** BEGIN **
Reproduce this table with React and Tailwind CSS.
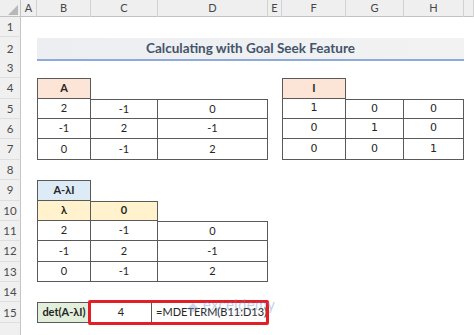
import React from 'react';

const COLS = 'grid grid-cols-[21px_16px_54px_67px_110px_14px_64px_58px_60px_1fr]';

const SIDES = {
  t: 'border-t',
  l: 'border-l',
  r: 'border-r',
  b: 'border-b',
};

// one bordered spreadsheet cell
function Cell({ v, sides = '', className = '' }) {
  const borders = sides
    .split('')
    .map((s) => SIDES[s])
    .join(' ');
  return (
    <div className={`flex items-center justify-center border-[#5a5a5a] text-[11px] text-[#262626] ${borders} ${className}`}>
      {v}
    </div>
  );
}

function RowNum({ n }) {
  return (
    <div className="flex items-center justify-center bg-[#f0f0f0] border-r border-b border-r-[#c4c4c4] border-b-[#dedede] text-[11.5px] text-[#4a4a4a]">
      {n}
    </div>
  );
}

function Row({ n, children, h = 'h-[20.4px]' }) {
  return (
    <div className={`${COLS} ${h}`}>
      <RowNum n={n} />
      {children}
    </div>
  );
}

const Blank = () => <div />;

function ColHeader() {
  const letters = ['A', 'B', 'C', 'D', 'E', 'F', 'G', 'H', ''];
  return (
    <div className={`${COLS} h-[17px] bg-[#efefef] border-b border-[#c2c2c2]`}>
      <div className="relative border-r border-[#c4c4c4]">
        <div className="absolute right-[2px] bottom-[2px] w-0 h-0 border-l-[10px] border-l-transparent border-b-[10px] border-b-[#b8b8b8]" />
      </div>
      {letters.map((l, i) => (
        <div key={i} className="flex items-center justify-center border-r border-[#d2d2d2] text-[11px] text-[#474747]">
          {l}
        </div>
      ))}
    </div>
  );
}

export default function App() {
  const peach = 'bg-[#fce4d6] font-bold';
  const iNum = 'font-["DejaVu_Sans",sans-serif] text-[10.5px]';

  return (
    <div className="w-[474px] h-[335px] overflow-hidden bg-white font-['Lato','Open_Sans',sans-serif] relative">
      <ColHeader />
      <Row n={1}>{Array.from({ length: 9 }, (_, i) => <Blank key={i} />)}</Row>
      <Row n={2}>
        <Blank />
        <div className="col-span-7 flex items-center justify-center bg-gradient-to-r from-[#eceef2] to-[#f2f2f2] border-b-2 border-[#8eaadb] mt-[1px] text-[13.5px] font-bold text-[#44546a]">
          Calculating with Goal Seek Feature
        </div>
        <Blank />
      </Row>
      <Row n={3}>{Array.from({ length: 9 }, (_, i) => <Blank key={i} />)}</Row>
      <Row n={4}>
        <Blank />
        <Cell v="A" sides="tlrb" className={peach} />
        <Blank />
        <Blank />
        <Blank />
        <Cell v="I" sides="tlrb" className={peach} />
        <Blank />
        <Blank />
        <Blank />
      </Row>
      {[
        [['2', '-1', '0'], ['1', '0', '0']],
        [['-1', '2', '-1'], ['0', '1', '0']],
        [['0', '-1', '2'], ['0', '0', '1']],
      ].map(([a, id], r) => (
        <Row key={r} n={5 + r}>
          <Blank />
          <Cell v={a[0]} sides="lrb" />
          <Cell v={a[1]} sides={r === 0 ? 'trb' : 'rb'} />
          <Cell v={a[2]} sides={r === 0 ? 'trb' : 'rb'} />
          <Blank />
          <Cell v={id[0]} sides="lrb" className={iNum} />
          <Cell v={id[1]} sides={r === 0 ? 'trb' : 'rb'} className={iNum} />
          <Cell v={id[2]} sides={r === 0 ? 'trb' : 'rb'} className={iNum} />
          <Blank />
        </Row>
      ))}
      <Row n={8}>{Array.from({ length: 9 }, (_, i) => <Blank key={i} />)}</Row>
      <Row n={9}>
        <Blank />
        <Cell v="A-λI" sides="tlrb" className="bg-[#ddebf7] font-bold" />
        {Array.from({ length: 7 }, (_, i) => <Blank key={i} />)}
      </Row>
      <Row n={10}>
        <Blank />
        <Cell v="λ" sides="lrb" className="bg-[#fff2cc] font-bold" />
        <Cell v="0" sides="trb" className="bg-[#fff2cc] font-bold" />
        {Array.from({ length: 6 }, (_, i) => <Blank key={i} />)}
      </Row>
      {[
        ['2', '-1', '0'],
        ['-1', '2', '-1'],
        ['0', '-1', '2'],
      ].map((a, r) => (
        <Row key={r} n={11 + r}>
          <Blank />
          <Cell v={a[0]} sides="lrb" />
          <Cell v={a[1]} sides="rb" />
          <Cell v={a[2]} sides={r === 0 ? 'trb' : 'rb'} />
          {Array.from({ length: 5 }, (_, i) => <Blank key={i} />)}
        </Row>
      ))}
      <Row n={14}>{Array.from({ length: 9 }, (_, i) => <Blank key={i} />)}</Row>
      <Row n={15}>
        <Blank />
        <Cell v="det(A-λI)" sides="tlrb" className="bg-[#e2efda] font-bold text-[11.5px]" />
        <div className="col-span-2 relative flex border-t border-b border-r border-[#5a5a5a]">
          <div className="w-[67px] flex items-center justify-center border-r border-[#5a5a5a] text-[11px] text-[#262626]">
            4
          </div>
          <div className="flex-1 flex items-center pl-[4px] text-[11px] text-[#262626]">
            =MDETERM(B11:D13)
          </div>
          <div className="absolute -left-[3px] -top-[3px] -right-[2px] -bottom-[3px] border-[3px] border-[#e41e26] rounded-[2px]" />
        </div>
        {Array.from({ length: 5 }, (_, i) => <Blank key={i} />)}
      </Row>
      <Row n="">{Array.from({ length: 9 }, (_, i) => <Blank key={i} />)}</Row>

      {/* faint watermark */}
      <div className="absolute left-[186px] top-[297px] flex items-center gap-[3px] opacity-40 pointer-events-none">
        <svg width="14" height="12" viewBox="0 0 14 12">
          <path d="M1 8 L7 2 L13 8 L7 11 Z" fill="#7f9fcf" />
        </svg>
        <div className="flex flex-col leading-none">
          <span className="text-[15px] text-[#6d8fc7] tracking-[0.3px]">exceldemy</span>
          <span className="text-[5px] text-[#8aa2c8] tracking-[1px]">EXCEL · DATA · BI</span>
        </div>
      </div>
    </div>
  );
}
** END **
### EXERCISE
Leave out all pictures, then copy the remaining material exactly.

### SOLUTION FOR THIS TASK
Reproduce this table with React and Tailwind CSS.
import React from 'react';

const COLS = 'grid grid-cols-[21px_16px_54px_67px_110px_14px_64px_58px_60px_1fr]';

const SIDES = {
  t: 'border-t',
  l: 'border-l',
  r: 'border-r',
  b: 'border-b',
};

// one bordered spreadsheet cell
function Cell({ v, sides = '', className = '' }) {
  const borders = sides
    .split('')
    .map((s) => SIDES[s])
    .join(' ');
  return (
    <div className={`flex items-center justify-center border-[#5a5a5a] text-[11px] text-[#262626] ${borders} ${className}`}>
      {v}
    </div>
  );
}

function RowNum({ n }) {
  return (
    <div className="flex items-center justify-center bg-[#f0f0f0] border-r border-b border-r-[#c4c4c4] border-b-[#dedede] text-[11.5px] text-[#4a4a4a]">
      {n}
    </div>
  );
}

function Row({ n, children, h = 'h-[20.4px]' }) {
  return (
    <div className={`${COLS} ${h}`}>
      <RowNum n={n} />
      {children}
    </div>
  );
}

const Blank = () => <div />;

function ColHeader() {
  const letters = ['A', 'B', 'C', 'D', 'E', 'F', 'G', 'H', ''];
  return (
    <div className={`${COLS} h-[17px] bg-[#efefef] border-b border-[#c2c2c2]`}>
      <div className="relative border-r border-[#c4c4c4]">
        <div className="absolute right-[2px] bottom-[2px] w-0 h-0 border-l-[10px] border-l-transparent border-b-[10px] border-b-[#b8b8b8]" />
      </div>
      {letters.map((l, i) => (
        <div key={i} className="flex items-center justify-center border-r border-[#d2d2d2] text-[11px] text-[#474747]">
          {l}
        </div>
      ))}
    </div>
  );
}

export default function App() {
  const peach = 'bg-[#fce4d6] font-bold';
  const iNum = 'font-["DejaVu_Sans",sans-serif] text-[10.5px]';

  return (
    <div className="w-[474px] h-[335px] overflow-hidden bg-white font-['Lato','Open_Sans',sans-serif] relative">
      <ColHeader />
      <Row n={1}>{Array.from({ length: 9 }, (_, i) => <Blank key={i} />)}</Row>
      <Row n={2}>
        <Blank />
        <div className="col-span-7 flex items-center justify-center bg-gradient-to-r from-[#eceef2] to-[#f2f2f2] border-b-2 border-[#8eaadb] mt-[1px] text-[13.5px] font-bold text-[#44546a]">
          Calculating with Goal Seek Feature
        </div>
        <Blank />
      </Row>
      <Row n={3}>{Array.from({ length: 9 }, (_, i) => <Blank key={i} />)}</Row>
      <Row n={4}>
        <Blank />
        <Cell v="A" sides="tlrb" className={peach} />
        <Blank />
        <Blank />
        <Blank />
        <Cell v="I" sides="tlrb" className={peach} />
        <Blank />
        <Blank />
        <Blank />
      </Row>
      {[
        [['2', '-1', '0'], ['1', '0', '0']],
        [['-1', '2', '-1'], ['0', '1', '0']],
        [['0', '-1', '2'], ['0', '0', '1']],
      ].map(([a, id], r) => (
        <Row key={r} n={5 + r}>
          <Blank />
          <Cell v={a[0]} sides="lrb" />
          <Cell v={a[1]} sides={r === 0 ? 'trb' : 'rb'} />
          <Cell v={a[2]} sides={r === 0 ? 'trb' : 'rb'} />
          <Blank />
          <Cell v={id[0]} sides="lrb" className={iNum} />
          <Cell v={id[1]} sides={r === 0 ? 'trb' : 'rb'} className={iNum} />
          <Cell v={id[2]} sides={r === 0 ? 'trb' : 'rb'} className={iNum} />
          <Blank />
        </Row>
      ))}
      <Row n={8}>{Array.from({ length: 9 }, (_, i) => <Blank key={i} />)}</Row>
      <Row n={9}>
        <Blank />
        <Cell v="A-λI" sides="tlrb" className="bg-[#ddebf7] font-bold" />
        {Array.from({ length: 7 }, (_, i) => <Blank key={i} />)}
      </Row>
      <Row n={10}>
        <Blank />
        <Cell v="λ" sides="lrb" className="bg-[#fff2cc] font-bold" />
        <Cell v="0" sides="trb" className="bg-[#fff2cc] font-bold" />
        {Array.from({ length: 6 }, (_, i) => <Blank key={i} />)}
      </Row>
      {[
        ['2', '-1', '0'],
        ['-1', '2', '-1'],
        ['0', '-1', '2'],
      ].map((a, r) => (
        <Row key={r} n={11 + r}>
          <Blank />
          <Cell v={a[0]} sides="lrb" />
          <Cell v={a[1]} sides="rb" />
          <Cell v={a[2]} sides={r === 0 ? 'trb' : 'rb'} />
          {Array.from({ length: 5 }, (_, i) => <Blank key={i} />)}
        </Row>
      ))}
      <Row n={14}>{Array.from({ length: 9 }, (_, i) => <Blank key={i} />)}</Row>
      <Row n={15}>
        <Blank />
        <Cell v="det(A-λI)" sides="tlrb" className="bg-[#e2efda] font-bold text-[11.5px]" />
        <div className="col-span-2 relative flex border-t border-b border-r border-[#5a5a5a]">
          <div className="w-[67px] flex items-center justify-center border-r border-[#5a5a5a] text-[11px] text-[#262626]">
            4
          </div>
          <div className="flex-1 flex items-center pl-[4px] text-[11px] text-[#262626]">
            =MDETERM(B11:D13)
          </div>
          <div className="absolute -left-[3px] -top-[3px] -right-[2px] -bottom-[3px] border-[3px] border-[#e41e26] rounded-[2px]" />
        </div>
        {Array.from({ length: 5 }, (_, i) => <Blank key={i} />)}
      </Row>
      <Row n="">{Array.from({ length: 9 }, (_, i) => <Blank key={i} />)}</Row>

      {/* faint watermark */}
      <div className="absolute left-[186px] top-[297px] flex items-center gap-[3px] opacity-40 pointer-events-none">
        <svg width="14" height="12" viewBox="0 0 14 12">
          <path d="M1 8 L7 2 L13 8 L7 11 Z" fill="#7f9fcf" />
        </svg>
        <div className="flex flex-col leading-none">
          <span className="text-[15px] text-[#6d8fc7] tracking-[0.3px]">exceldemy</span>
          <span className="text-[5px] text-[#8aa2c8] tracking-[1px]">EXCEL · DATA · BI</span>
        </div>
      </div>
    </div>
  );
}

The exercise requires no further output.